As of now, regarding the company’s financials, its debt to equity is well below 1 i.e. a big positive, also the debtors turnover ratio is the highest at 4.6 times.
2. PC Jeweller:
It is the finest jewellery discovery platform offering a widest collection of curated designs to fit every occasion. The company takes pride in its policies that provide easy returns, free shipping, BIS Hallmark, 100% certified jewellery, life-time exchange, best and transparent prices and unique designs all under one roof.
Stock price journey
The jewellery company made its Indian stock market debut in the year 2012 and its price was fixed at Rs. 135 per share. The stock in the year 2018 made an all time high price of Rs. 600 and was last at July 20, 2021 quoted at a price of Rs. 26.40.
There were 2 concerns seen at the company then which led to a drag in its share price first there was a speculation made that the company’s promoters might have hidden information on its business association with Vakrangee. Also, one of the promoter in the company gifted his stake in the company to family members via off market transactions.
Latest financials and other metrics
For the June ended quarter the number of FIIs/FPIs in both number and % terms have increased their holding in the scrip, indicating positive momentum. The firm for the quarter ended March of FY21 posted positive financial results and for the complete financial year 2021, Profit figure came in at Rs. 60.84 crore. Another has been positive growth in PBT less OI of 186%.
3. Yes Bank:
Yes Bank was among the leading private sector bank in the country in existence since the year 2004. The commercial bank is into offering a host of services including investment banking, merchant banking & Brokerage businesses through YES SECURITIES and its Mutual Fund business through YES Asset Management (India) Limited, both wholly owned subsidiaries of the Bank.
What played havoc for Yes Bank scrip?
In mid 2019, Yes Bank scrip saw a lot of downgrades and even Moody’s placed private lender’s foreign currency issuer rating of Ba1 under review for downgrade. And from an all time high reached in Yes Bank’s scrip of Rs. 404 in 2018 again, the stock came tumbling down to Rs. 12.95 per share as of last trade.
Primarily the Moody’s note indicated that the liquidity pressure on the domestic finance firms is expected to impact the credit profile of YES Bank since it has substantial exposure to the weaker firms in the sector.
But later the crisis-ridden lender was rescued by RBI’s action plan and SBI led the bank’s recovery with a number of other banks taking the charge. Even after the recovery plan in place, the bank’s scrip didn’t saw much revival and it is substantially down from its all time high.
Yes Bank’s 52-week high and 52-week low price has been Rs. 20.75 and Rs. 11.1, respectively.
Financials still weak for the lender
– Net profit is -Rs. 3787.75 crore has fallen at 244%.
– NII is the lowest at Rs.968 crore
– Credit deposit ratio is also lowest at 102%
4. Vodafone Idea:
The telecom provider is an Aditya Birla Group and Vodafone Group entity offering a host of voice and data services across 2G, 3G and 4G solutions. The company is contributing immensely to the nation’s Digital India mission.

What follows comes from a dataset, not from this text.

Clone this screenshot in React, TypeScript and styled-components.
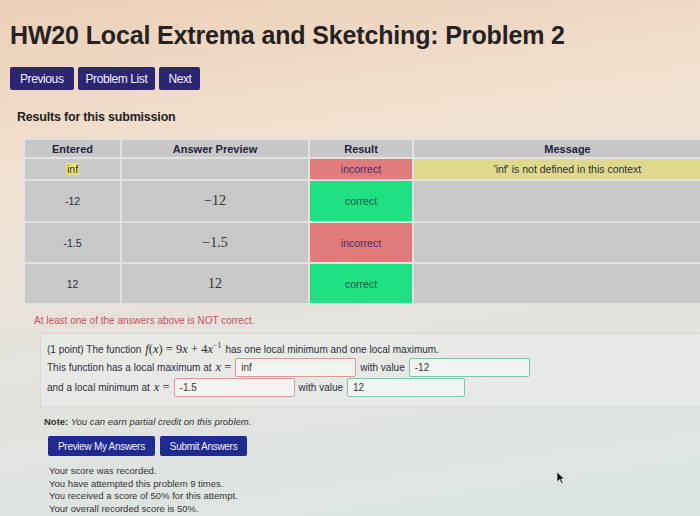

Stock market journey of Vodafone Idea shares
Vodafone Idea made its listing on the bourses in 2007 at a issue price fixed between Rs. 65- 75 and the stock hit its all time high of Rs. 123 in 2015 but now as of last trade as on July 20, 2021 settled at a price of Rs. 9 per share on the NSE. The stock’s 52 week low and high are Rs. 8.9 and Rs. 9.35.
Financials weak yet fund managers bet on this cash-starved telecom provider
For the March ended quarter of FY21, the firm’s loss expanded to more than Rs. 7000 crore. Nonetheless, despite precarious financials, mutual funds with the highest asset base such as HDFC AMC and Aditya Birla have bet on the stock and added the Vodafone Idea in their kitty. In fact some other mutual funds have betted on the stock, implying mutual fund’s positive outlook on the stock.
Positives seen for the scrip
The company is gearing to raise funds and is in talks with investors to keep the firm as a going concern.
Rising net cash flow and cash from its operations
So, as we have seen these scrips crashing down heavily from their all time highs, investors need to time to time evaluate their portfolio and get out of such stocks and hence this is where portfolio rebalancing comes to play.